- Traditional Chinese: 九尾龜
- Simplified Chinese: 九尾龟

Standard Mandarin
- Hanyu Pinyin: Jiǔ Wěi Guī
- Wade–Giles: Chiu3 Wei3 Kuei1

= Nine-tailed turtle =

Legendary Chinese turtle

The Nine-tailed turtle (九尾龜 (九尾龟)) is a legendary Chinese turtle.

==Possible origin==
In an appended supplement to Records of the Grand Historian, the Han dynasty scholar Chu Shaosun (104?–30 BC) mentioned eight famous turtles particularly suitable for plastromancy or turtle shell divination, one being called the "Turtle of Nine Provinces" (九州龜). Famous turtles supposedly had written signs below their plastrons, and those who could find such a turtle would be richly rewarded, "up to ten million." Over time "Turtle of Nine Provinces" became "Turtle of Nine Tails" in folklore. According to one source, it takes a turtle three thousand years to grow another tail.

==Alleged sightings==
Two extant stories from imperial China both appear to advocate for the life release of nine-tailed turtles.

According to a story compiled by Hong Mai (1123–1202) in his Yijian Zhi, during the Jin–Song Wars of 1126, when the Song "southern capital" Yingtian Prefecture (modern Shangqiu) was under siege, a huge nine-tailed turtle appeared in the city. It was described as being three chi tall, "as big as a wheel", with nine bony tails and a yellow, waxy carapace. On every scute was etched a Chinese character; but only eight were legible, which together said: "Guo Fu's life release [deserves] ten thousand years". The city's defender, Zhu Lugong (朱魯公), had it placed inside a temple for the City God, and residents flocked to the temple to see it. Zhu, worried about its potential effect on the populace, announced that the turtle must return to water as it was not eating. The turtle was thrown into the South Lake (南湖), never to be seen again, and the city held out for more than six months from Jin invaders.

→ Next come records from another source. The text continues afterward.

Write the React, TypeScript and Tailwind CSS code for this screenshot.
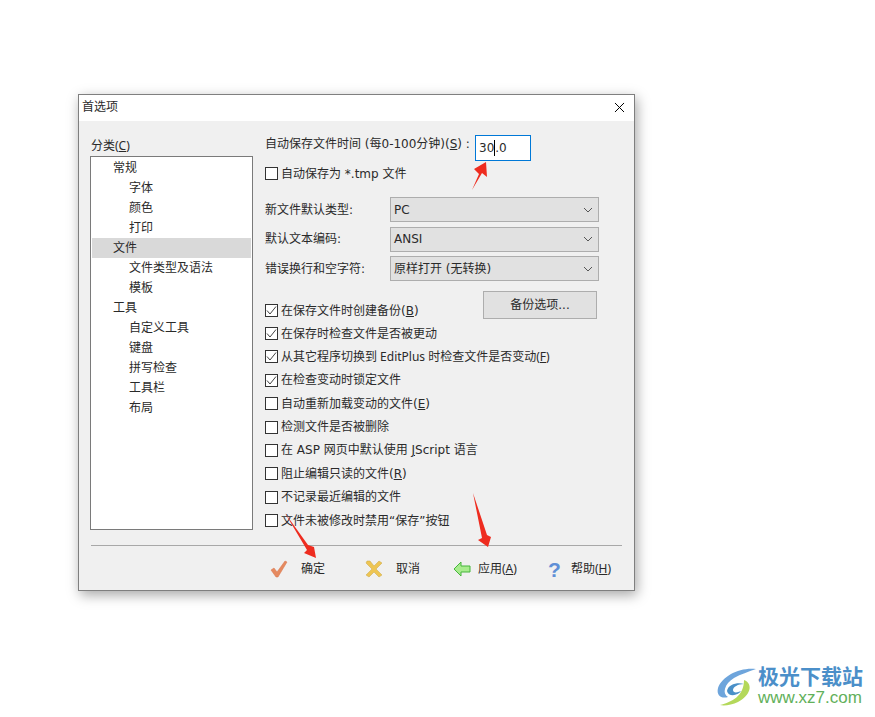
import { X } from 'lucide-react';

const tree = [
  { label: '常规', top: true },
  { label: '字体' },
  { label: '颜色' },
  { label: '打印' },
  { label: '文件', top: true, active: true },
  { label: '文件类型及语法' },
  { label: '模板' },
  { label: '工具', top: true },
  { label: '自定义工具' },
  { label: '键盘' },
  { label: '拼写检查' },
  { label: '工具栏' },
  { label: '布局' },
];

const selects = [
  { label: '新文件默认类型:', value: 'PC' },
  { label: '默认文本编码:', value: 'ANSI' },
  { label: '错误换行和空字符:', value: '原样打开 (无转换)' },
];

function Check({ checked }: { checked?: boolean }) {
  return (
    <span className="w-[13px] h-[13px] border border-[#333333] bg-white shrink-0 flex items-center justify-center">
      {checked && (
        <svg width="11" height="11" viewBox="0 0 11 11" fill="none">
          <path d="M1 5.5 L4 9 L10 1.5" stroke="#444444" strokeWidth="1" />
        </svg>
      )}
    </span>
  );
}

function CheckRow({ checked, children }: { checked?: boolean; children: React.ReactNode }) {
  return (
    <div className="flex items-center gap-[3px] h-[17px]">
      <Check checked={checked} />
      <span className="whitespace-pre">{children}</span>
    </div>
  );
}

function Chevron() {
  return (
    <svg width="10" height="6" viewBox="0 0 10 6" fill="none">
      <path d="M1 1 L5 5 L9 1" stroke="#555555" strokeWidth="1" />
    </svg>
  );
}

export default function App() {
  return (
    <div className="relative w-[875px] h-[717px] bg-white overflow-hidden text-[12px] text-[#2a2a2a] font-['DejaVu_Sans','Noto_Sans_CJK_SC',sans-serif]">
      <div className="absolute left-[78px] top-[94px] w-[557px] h-[497px] border border-[#7f7f7f] bg-[#f0f0f0] shadow-[2px_4px_12px_rgba(0,0,0,0.35)] flex flex-col">
        <div className="h-[26px] bg-white flex items-center justify-between pl-[3px] pr-[6px] pb-[2px] shrink-0">
          <span>首选项</span>
          <X size={17} strokeWidth={1.4} className="text-black mt-[1px]" />
        </div>

        <div className="flex px-[11px] pt-[14px] h-[424px] shrink-0">
          <div className="w-[163px] shrink-0 flex flex-col">
            <div className="h-[21px] flex items-center pl-px">
              <span className="font-['Noto_Sans','Noto_Sans_CJK_SC',sans-serif]">分类(<span className="underline">C</span>)</span>
            </div>
            <div className="h-[374px] border border-[#7a7a7a] bg-white p-px">
              {tree.map((t) => (
                <div
                  key={t.label}
                  className={`h-[20px] flex items-center ${t.top ? 'pl-[21px]' : 'pl-[37px]'} ${t.active ? 'bg-[#d9d9d9]' : ''}`}
                >
                  {t.label}
                </div>
              ))}
            </div>
          </div>

          <div className="ml-[12px] flex-1 flex flex-col">
            <div className="flex items-start h-[26px]">
              <span className="w-[210px] h-[18px] flex items-center whitespace-pre">
                <span>自动保存文件时间 (每0-100分钟)(<span className="underline">S</span>) :</span>
              </span>
              <div className="w-[56px] h-[26px] border border-[#0078d7] bg-white flex items-center pl-[3px] text-[12px]">
                <span>30</span>
                <span className="w-px h-[16px] bg-black" />
                <span>.0</span>
              </div>
            </div>
            <div className="mt-[4px] h-[17px]">
              <CheckRow>自动保存为 *.tmp 文件</CheckRow>
            </div>

            <div className="mt-[15px] flex flex-col gap-[4.5px]">
              {selects.map((s) => (
                <div key={s.label} className="flex items-center h-[25px]">
                  <span className="w-[125px] shrink-0">{s.label}</span>
                  <div className="w-[209px] h-[25px] bg-[#e1e1e1] border border-[#adadad] flex items-center justify-between pl-[3px] pr-[5px]">
                    <span>{s.value}</span>
                    <Chevron />
                  </div>
                </div>
              ))}
            </div>

            <div className="relative mt-[21px] flex flex-col">
              <div className="absolute left-[218px] -top-[11px] w-[114px] h-[28px] bg-[#e1e1e1] border border-[#adadad] flex items-center justify-center">
                备份选项...
              </div>
              <CheckRow checked>在保存文件时创建备份(<span className="underline">B</span>)</CheckRow>
              <div className="flex flex-col mt-[6px] gap-[6.4px]">
                <CheckRow checked>在保存时检查文件是否被更动</CheckRow>
                <CheckRow checked>
                  <span className="font-['Noto_Sans','Noto_Sans_CJK_SC',sans-serif]">从其它程序切换到 EditPlus 时检查文件是否变动(<span className="underline">F</span>)</span>
                </CheckRow>
                <CheckRow checked>在检查变动时锁定文件</CheckRow>
                <CheckRow>自动重新加载变动的文件(<span className="underline">E</span>)</CheckRow>
                <CheckRow>检测文件是否被删除</CheckRow>
                <CheckRow>在 ASP 网页中默认使用 <span className="underline">J</span>Script 语言</CheckRow>
                <CheckRow>阻止编辑只读的文件(<span className="underline">R</span>)</CheckRow>
                <CheckRow>不记录最近编辑的文件</CheckRow>
                <CheckRow>文件未被修改时禁用“保存”按钮</CheckRow>
              </div>
            </div>
          </div>
        </div>

        <div className="mx-[12px] h-px bg-[#a8a8a8] shrink-0" />

        <div className="flex items-center h-[45px] pt-[2px] pl-[191px] font-['Noto_Sans','Noto_Sans_CJK_SC',sans-serif]">
          <div className="flex items-center w-[95px]">
            <svg width="18" height="18" viewBox="0 0 18 18" className="mr-[13px]">
              <path d="M1 10 L4 8 L7 12 L15 1 L17 2 L8 17 L6 17 Z" fill="#e58a60" stroke="#d9744a" strokeWidth="0.5" />
            </svg>
            <span>确定</span>
          </div>
          <div className="flex items-center w-[88px]">
            <svg width="18" height="18" viewBox="0 0 18 18" className="mr-[13px]">
              <path d="M2 1 L5 1 L9 6 L14 1 L17 3 L11 9 L17 15 L14 17 L9 12 L4 17 L1 15 L7 9 L1 3 Z" fill="#eec552" stroke="#c9a646" strokeWidth="0.5" />
            </svg>
            <span>取消</span>
          </div>
          <div className="flex items-center w-[95px]">
            <svg width="18" height="16" viewBox="0 0 18 16" className="mr-[7px]">
              <path d="M1 8 L8 1 L8 5 L17 5 L17 11 L8 11 L8 15 Z" fill="#a8ec8e" stroke="#45b53a" strokeWidth="1" />
            </svg>
            <span>应用(<span className="underline">A</span>)</span>
          </div>
          <div className="flex items-center">
            <span className="w-[14px] mr-[9px] text-[21px] leading-none font-bold text-[#5f8fd6] font-['Liberation_Sans',sans-serif]">?</span>
            <span>帮助(<span className="underline">H</span>)</span>
          </div>
        </div>
      </div>

      <svg className="absolute left-[470px] top-[160px]" width="20" height="32" viewBox="0 0 20 32" fill="#ee2c1f">
        <path d="M2 30 L9 14 L4 9 L16 2 L17 17 L12 13 Z" />
      </svg>
      <svg className="absolute left-[280px] top-[510px]" width="40" height="50" viewBox="0 0 40 50" fill="#ee2c1f">
        <path d="M5 3 L28 35 L34 37 L36 48 L24 43 L27 40 Z" />
      </svg>
      <svg className="absolute left-[470px] top-[490px]" width="25" height="60" viewBox="0 0 25 60" fill="#ee2c1f">
        <path d="M3 3 L17 45 L21 47 L18 57 L8 50 L12 48 Z" />
      </svg>

      <div className="absolute left-[714px] top-[665px] w-[154px] h-[44px] flex">
        <svg width="46" height="44" viewBox="0 0 46 44" className="shrink-0 mt-[1px]">
          <path d="M42 3 C26 1 8 10 4 22 C2 30 8 33 14 31 C8 28 10 18 20 12 C27 8 34 6 42 3 Z" fill="#6ea5dc" />
          <path d="M13 25 C14 18 24 16 30 18 C24 18 19 21 19 24 C19 27 23 27 27 25 C24 30 14 31 13 25 Z" fill="#4a90c8" />
          <path d="M30 14 C40 18 36 30 24 36 C18 39 10 40 6 39 C18 36 30 30 30 14 Z" fill="#b4d85a" />
        </svg>
        <div className="-ml-[2px] flex flex-col">
          <span className="text-[21px] leading-[24px] font-bold text-[#4b8fc9] whitespace-nowrap">极光下载站</span>
          <span className="text-[17px] leading-[18px] text-[#62b05a] font-['Liberation_Sans',sans-serif] whitespace-nowrap">www.xz7.com</span>
        </div>
      </div>
    </div>
  );
}
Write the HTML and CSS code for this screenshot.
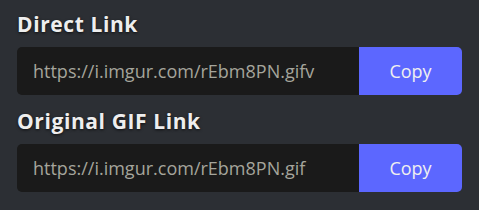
FILE: index.html
```html
<!DOCTYPE html>
<html lang="en">
<head>
  <meta charset="UTF-8" />
  <title>Share Links</title>
  <link rel="stylesheet" href="styles.css">
</head>
<body>
  <div class="link-group">
    <h2>Direct Link</h2>
    <div class="link-row">
      <input type="text" value="https://i.imgur.com/rEbm8PN.gifv" readonly />
      <button>Copy</button>
    </div>
  </div>

  <div class="link-group">
    <h2>Original GIF Link</h2>
    <div class="link-row">
      <input type="text" value="https://i.imgur.com/rEbm8PN.gif" readonly />
      <button>Copy</button>
    </div>
  </div>
</body>
</html>
```

FILE: styles.css
```css
body {
  font-family: 'Open Sans', sans-serif;
  background: #2c2f34;
  color: #eee;
  margin: 0;
  padding: 11px 17px 0 17px;
  width: 445px;
}
h2 {
  font-size: 21px;
  font-weight: 700;
  letter-spacing: 0.6px;
  margin: 0 0 10px 0;
  line-height: 26px;
  text-shadow: 0 1px 3px rgba(0, 0, 0, 0.7);
}
.link-group {
  margin-bottom: 13px;
}
.link-row {
  display: flex;
  height: 48px;
}
input[type="text"] {
  flex: 1;
  min-width: 0;
  background: #1a1a1a;
  color: #a5a59c;
  border: none;
  border-radius: 5px 0 0 5px;
  padding: 0 16px;
  font-family: 'Open Sans', sans-serif;
  font-size: 18px;
  outline: none;
}
button {
  width: 103px;
  background: #5c67ff;
  color: #f0f0f0;
  border: none;
  border-radius: 0 5px 5px 0;
  font-family: 'Open Sans', sans-serif;
  font-size: 18px;
  cursor: pointer;
}
```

The Ming dynasty writer Lu Can (1494–1551) included a zhiguai story about a nine-tailed turtle in his Gengsi Bian (庚巳編). The story, he claimed, came from someone named Qiu Ningke (仇寧客) who "personally witnessed it". One day, in the city of Haining, a Butcher surnamed Wang (王) and his son bought a large turtle from the fish market. After they returned home, a merchant arrived from south of the Qiantang River, offering them a large sum for the turtle which he intended to release back into the river. When asked why, he pressed down on the turtle shell and revealed four smaller tails on each side of the large tail. Butcher Wang and his son ignored him and proceeded to slaughter the turtle for their dinner. That night, the river flooded and beds floated, but the water quickly subsided. The next day, their landlord wondered why they were not up, receiving no response, finally broke through their door. Their clothes were still on the bed but the Wangs were missing.

==Symbolism==
As a nickname, "Nine-Tailed Turtle" can be either positive or negative. Tao Zongwang, a hero from the Ming classical novel Water Margin, is nicknamed "Nine-Tailed Turtle". On the other hand, the Qing dynasty novel The Nine-Tailed Turtle (serialized 1906–1910), about prostitution, derived its title from a scandal in the household of Kang Jisheng, a former Jiangxi governor. The novel explains that "turtle" is a derisive word for a husband with an unfaithful wife. In the case of Kang Jisheng, all nine women in his household are loose, so he has the nickname "Nine-Tailed Turtle".